The Last Eligible Billionaire(13)
I’m duck-walking around the room, gathering more of my belongings and writing the inscription for my tombstone in my head—here lies Begonia Fairchild, who had only just begun to find herself when her dog inadvertently destroyed her childhood idol’s brother’s prized and priceless wooden carving of his grandfather—when Hayes Rutherford, whom to this point I had assumed to be a completely sane, if not slightly out-of-touch-with-the-common-people kind of guy, returns to the living room after a short phone call that he was speaking too softly for me to overhear, and announces, “Congratulations, Begonia. You’re now my girlfriend.”
I blink at him, rub my ears—are they full of wax?—and then blink at him again as his words filter from my ears to every other part of my body, some of which should not be listening to this. “I’m sorry, what?”
He points to the carving, which makes me cringe.
I studied Maurice Bellitano in college. I spent three semesters re-taking a class on carving because I wanted to be Maurice Bellitano, but my talents lie elsewhere.
My soul aches with the knowledge that my dog has just chewed up a priceless piece of art. I lift the surprisingly light carving. “Was that from Maurice’s early years? It has some inconsistencies from—”
“It’s a Bellitano original, and yes, I can prove it. Even if I couldn’t, who would the courts believe?”
“Do you know that you have a choice every day to not be the kind of guy who thinks everything is a personal insult? It’s okay to let things go. Research says it actually makes us happier to assume everyone around us has good intentions and sometimes screw-ups happen.”
Hayes Rutherford is unswayed. At this point, I’m pretty certain a twenty-foot ocean wave couldn’t budge him. He’s laser-focused on me, and whatever he’s about to say next, it can’t be good.
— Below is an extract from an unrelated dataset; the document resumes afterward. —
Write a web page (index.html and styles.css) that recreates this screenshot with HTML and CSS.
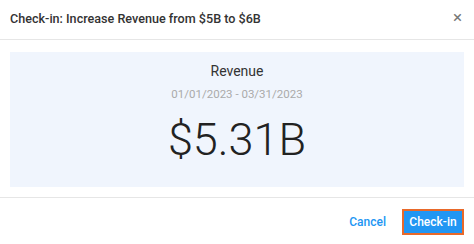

“I can bill you for the damages to that statue, among the rest of the damages you’ve caused to this house and the grounds, or we can come to an alternate arrangement whereby you present yourself to my mother and the world as my girlfriend, and I don’t financially ruin you for life.”
That is not what I expected him to say, and it takes me a minute to find an appropriate response. “You live in a very strange world.”
“Two weeks, you said you paid for? That’s plenty of time for us to get engaged as well.”
“Excuse you?”
“We won’t get married. The very idea of it is beyond comprehension, and the legalities would be a larger headache than it would be worth. But I have no desire to be inundated with family trying to save me from my bachelorhood now that the entire world is watching me, and you have very few options for enjoying the rest of your vacation, much less your entire life, if you don’t sign here.”
He presents me with a small stack of papers as I lean back on my heels. I’m still on the floor, which is good, because my legs probably wouldn’t support me right now. Absorbing weird news is best done as close to the ground as possible. Marshmallow tilts his head, clearly thinking that Hayes has lost use of his better sense too.
“What is this?” My skin flushes hot and cold as I skim the first page of the document, but it’s so full of legalese that the only thing that truly leaps out at me is that it has my full name and address on it. “Oh my god, is this a set-up? Did Hyacinth win some kind of win a date with your favorite celebrity game, and give the prize to me instead, and then Jonas couldn’t make it? You knew I was here. Is Jonas coming? Oh my god. I haven’t watched his movies in at least eight years. They all got to be the same after a while, you know? Don’t tell him I said that. And then Chad didn’t like anything with actors who were more handsome than he was, because Chad was a douchewaffle, and I can call him that because my therapist says I shouldn’t feel bad for not liking people on occasion, and people I’m willing to divorce fall under the umbrella of people I’m allowed to not like. I haven’t even watched the reruns of Hollybrook and Mistletoe that used to run each December. Do you still play that every year? Has it aged okay? I can’t remember all the specifics now, but I—”
“This is not a set-up, and you will not be meeting my brother. You’ll be staying here, playing the part of my girlfriend, and distracting my mother and the rest of my family when they try to introduce me to women, and I’ll be either working in the study or disappearing to New York for meetings.” His face wrinkles again, his nose doing that is there a fly on me? twitch again. “If I absolutely must.”
Stay here. With this man who’s making me extremely uncomfortable for a variety of reasons I shouldn’t even be thinking about, considering I barely know him and he clearly dislikes me. You have a type, don’t you, Begonia? “You have lost your ever-loving mind.”
“Quite the contrary. It’s the most efficient plan. I have no desire to have my family parade me around like the last eligible duke in some nineteenth-century historical novel, and the only thing that will stop them is a belief that I’m already involved with someone, and the further belief that if they don’t back off, I will finally snap and marry someone so completely wrong for the role of my wife. You’re here. I don’t have to go search in town for anyone else, and you’re clearly unsuitable. You’ve passed an initial background check, you have nowhere to be until school begins again in late August, and I demand compensation for both damages and the inconvenience of not being fucking asleep right now.”